An empty Bloom filter is a bit array of $m$ bits, all set to 0. There must also be $k$ different hash functions defined, each of which maps or hashes some set element to one of the m array positions, generating a uniform random distribution. Typically, $k$ is a constant, much smaller than $m$, which is proportional to the number of elements to be added; the precise choice of $k$ and the constant of proportionality of $m$ are determined by the intended false positive rate of the filter.

To add an element, feed it to each of the $k$ hash functions to get $k$ array positions. Set the bits at all these positions to 1.

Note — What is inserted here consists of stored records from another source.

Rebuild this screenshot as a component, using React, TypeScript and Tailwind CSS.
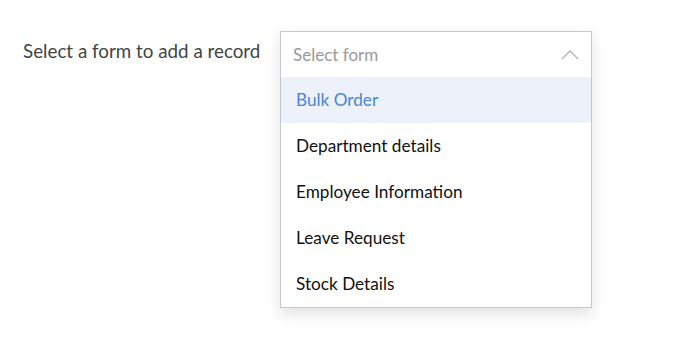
import React from "react";

const items = ["Bulk Order", "Department details", "Employee Information", "Leave Request", "Stock Details"];

export default function App() {
  return (
    <div className="w-[675px] h-[343px] bg-white flex" style={{ fontFamily: "Lato, 'Open Sans', sans-serif" }}>
      <div className="pl-[23px] pt-[39px] w-[280px] text-[18.8px] leading-[24px] text-[#444444] whitespace-nowrap">
        Select a form to add a record
      </div>
      <div className="mt-[31px] w-[312px] h-[277px] border border-[#c6c6cc] bg-white shadow-[0_6px_14px_rgba(0,0,0,0.12)] flex flex-col">
        <div className="h-[45px] flex items-center justify-between pl-[12px] pr-[12px]">
          <span className="text-[17px] text-[#9a9a9a] pt-[1px]">Select form</span>
          <svg width="18" height="12" viewBox="0 0 18 12" fill="none">
            <path d="M1 10 L9 2 L17 10" stroke="#b4b4bc" strokeWidth="1.3" />
          </svg>
        </div>
        {items.map((it, i) => (
          <div
            key={it}
            className={
              i === 0
                ? "h-[46px] flex items-center pl-[15px] text-[17.2px] bg-[#edf2fa] text-[#4a85d6]"
                : "h-[46px] flex items-center pl-[15px] text-[17.2px] text-[#111111]"
            }
          >
            {it}
          </div>
        ))}
      </div>
    </div>
  );
}
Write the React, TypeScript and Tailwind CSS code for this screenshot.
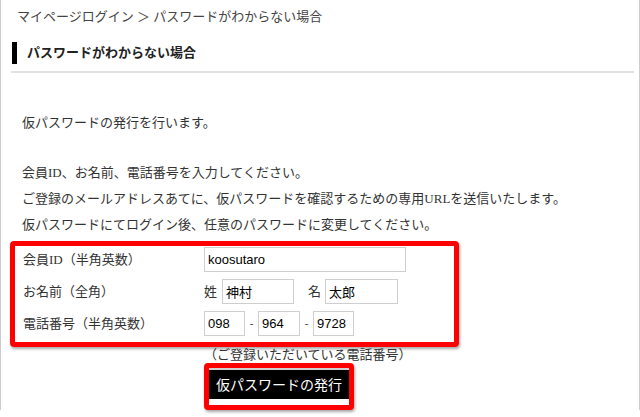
import React from "react";

const serif = { fontFamily: '"Liberation Serif", "Noto Sans CJK JP", serif' };

function Field({ w, value }: { w: string; value: string }) {
  return (
    <input
      readOnly
      defaultValue={value}
      className={`${w} h-[25px] border border-[#cfcfcf] bg-white pl-[3px] text-[13px] text-black outline-none font-['Liberation_Sans','Noto_Sans_CJK_JP',sans-serif]`}
    />
  );
}

export default function App() {
  return (
    <div className="w-[640px] h-[417px] bg-white overflow-hidden">
      <div
        className="w-[640px] h-[410px] border-x border-[#cccccc] text-[#333] text-[13px]"
        style={serif}
      >
        <div className="h-[34px] leading-[34px] pl-[16px] text-[#444]">
          マイページログイン ＞ パスワードがわからない場合
        </div>
        <div className="mt-[8px] ml-[11px] h-[22px] flex items-center">
          <div className="w-[5px] h-[22px] bg-black" />
          <div className="ml-[10px] font-bold text-[#222]">パスワードがわからない場合</div>
        </div>
        <div className="mt-[7px] ml-[10px] w-[623px] h-[2px] bg-[#e2e2e2]" />

        <div className="mt-[37px] pl-[21px] leading-[26px]">
          <p>仮パスワードの発行を行います。</p>
          <p className="mt-[24px]">会員ID、お名前、電話番号を入力してください。</p>
          <p>ご登録のメールアドレスあてに、仮パスワードを確認するための専用URLを送信いたします。</p>
          <p>仮パスワードにてログイン後、任意のパスワードに変更してください。</p>
        </div>

        <div className="mt-[3px] ml-[9px] w-[449px] h-[106px] border-[5px] border-[#ff0000] rounded-[4px] shadow-[1px_2px_3px_rgba(0,0,0,0.35)] pt-[1px] flex flex-col gap-[7px]">
          <div className="flex items-center h-[25px]">
            <div className="w-[189px] pl-[8px]">会員ID（半角英数）</div>
            <Field w="w-[202px]" value="koosutaro" />
          </div>
          <div className="flex items-center h-[25px]">
            <div className="w-[189px] pl-[8px]">お名前（全角）</div>
            <span className="w-[18px]">姓</span>
            <Field w="w-[72px]" value="神村" />
            <span className="ml-[14px] w-[17px]">名</span>
            <Field w="w-[73px]" value="太郎" />
          </div>
          <div className="flex items-center h-[25px]">
            <div className="w-[189px] pl-[8px]">電話番号（半角英数）</div>
            <Field w="w-[41px]" value="098" />
            <span className="w-[13px] text-center text-[11px]">-</span>
            <Field w="w-[42px]" value="964" />
            <span className="w-[13px] text-center text-[11px]">-</span>
            <Field w="w-[41px]" value="9728" />
          </div>
        </div>

        <div className="ml-[203px] h-[16px] leading-[16px] text-[13px]">（ご登録いただいている電話番号）</div>

        <div className="ml-[203px] w-[150px] h-[47px] border-[5px] border-[#ff0000] rounded-[4px] shadow-[1px_2px_3px_rgba(0,0,0,0.35)] bg-white flex flex-col">
          <div className="h-[2px] bg-[#cfcfcf]" />
          <div className="h-[29px] bg-black text-white text-[14px] flex items-center justify-center font-['Noto_Sans_CJK_JP',sans-serif]">
            仮パスワードの発行
          </div>
        </div>
      </div>
    </div>
  );
}
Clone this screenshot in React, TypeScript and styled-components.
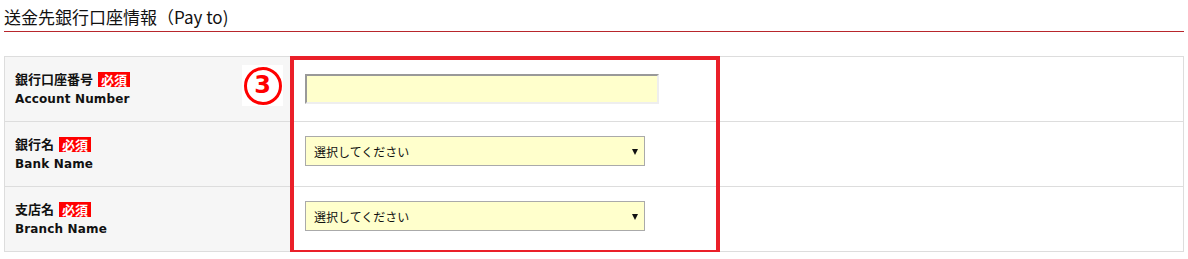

To query for an element (test whether it is in the set), feed it to each of the $k$ hash functions to get $k$ array positions. If any of the bits at these positions is 0, the element is definitely not in the set – if it were, then all the bits would have been set to 1 when it was inserted. If all are 1, then either the element is in the set, or the bits have by chance been set to 1 during the insertion of other elements, resulting in a false positive. In a simple Bloom filter, there is no way to distinguish between the two cases, but more advanced techniques can address this problem.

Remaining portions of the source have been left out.